Photos de restes de quatres mercenaires occidentaux suspendus à un pont. Images de séances de torture et d’humiliation; le secrétaire d’État à la Défense des États-Unis nous previent que le pire reste à venir. Quelque part en Irak on décapite un citoyen des États-Unis, Nick Berg, entrepreneur en télécommunications, et on brandit sa tête en guise de trophée. À Gaza, des soldats israéliens sont charcutés par des milices, on se dispute les restes. Et on nous promet de renchérir demain soir à l’émission «60 Minutes II» à la chaîne CBS, cette même émission qui, il y a deux semaines, diffusait la première série d’images de la prison d’Abu Ghraib.

On épiloguera longtemps sur le rôle que joue la technologie dans la diffusion de ces images, et sur l’effet probable si elle avait existé à Verdun en 1916 ou à Dien Bien Phu il y a cinquante ans.

Certes, on ne nous montre pas tout. Relativement peu d’images ont circulé sur les fosses communes de Mazar-I-Sharif en Afghanistan où, selon certains rapports des centaines de combattants afghans, fusillés ou laissés à suffoquer dans des conteneurs par les forces étasuniennes, sont enterrés (voir à cet égard l’émission Disclosure de la CBC et la liste de liens afférents). L’assassinat de Nick Berg rappelle vaguement celui du journaliste Daniel Pearl, une affaire malheureusement vite oubliée. Curieux aussi de constater que «nos» victimes ont des noms, et «les leurs» n’ont que des sexes et des âges.

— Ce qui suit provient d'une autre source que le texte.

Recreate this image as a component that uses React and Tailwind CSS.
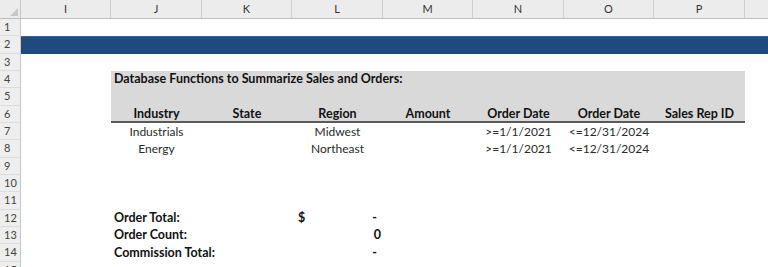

Mais revenons à ce qu’on ne peut que qualifier d’«escalade» de l’imagerie de violence dont on est témoin depuis quelques jours. L’effet net est de polariser et de durcir les positions. Chez les Irakiens, on le comprendra, les photos de prisonniers maltraités à Abu Ghraib suscitent colère et indignation. Aux États-Unis, l’effet est partagé. Les anti-guerre s’en servent pour dénoncer l’aventure irakienne de George Bush; la droite déclare de manière simpliste, comme si c’était une justification, que les présumées victimes ne sont que des assassins et des terroristes.

Soulignons au passage que dans son rapport de février dernier (format PDF) sur les prisons en Irak, le Comité international de la Croix rouge écrivait : «Certains agents du renseignement des forces de la coalition ont confié au CICR qu’entre 70 % et 90 % des personnes privées de leur liberté en Irak ont été arrêtées par erreur».

On décèle chez les auteurs des sévices imposés aux détenus irakiens, et ce sans vouloir entrer dans le détail, une volonté manifeste d’humilier et de terroriser. Y aurait-il un autre effet à cette stratégie de torture et de diffusion d’images à la limite du soutenable, et dont la cible serait la conscience collective occidentale? D’où la question : à quoi nous prépare-t-on? C’est comme si la banalisation de ce genre de violence ne servait qu’à nous conditionner pour ce qui reste à venir.

Comme dit Cabrel...

Ajout, 13 mai 2004.

Et comme si le flot continu de photos et de révélations troublantes n’était pas suffisant, certains cherchent à en rajouter. Le Boston Globe, dans son édition du 12 mai, a publié un article sur un conseiller municipal, Chuck Turner, qui disait disposer de photos de soldats étasuniens violant des femmes irakiennes. Turner a dévoilé ces photos lors d’une conférence de presse, accompagné de Sadiki Kambon, militant du centre d’information pour les Afro-américains (Black Community Information Center). Ce dernier disait les avoir reçues d’un certain Akbar Muhammad, un représentant de la Nation de l’Islam. Le Globe a publié une photo de Turner et Kambon qui étalaient les photos pour la presse, mais où les détails était clairement visibles. Trois hauts responsables de la rédaction en ont autorisé la publication. La journaliste du Globe, Donovan Slack, avait communiqué avec le ministère de la Défense dont le porte-parole mettait en garde l’utilisation de photos circulant sur Internet. Or, comme le rapporte le WorldNetDaily, ces photos sont fausses. Il s’agit de photos piquées sur un site Web de pornographie extrême.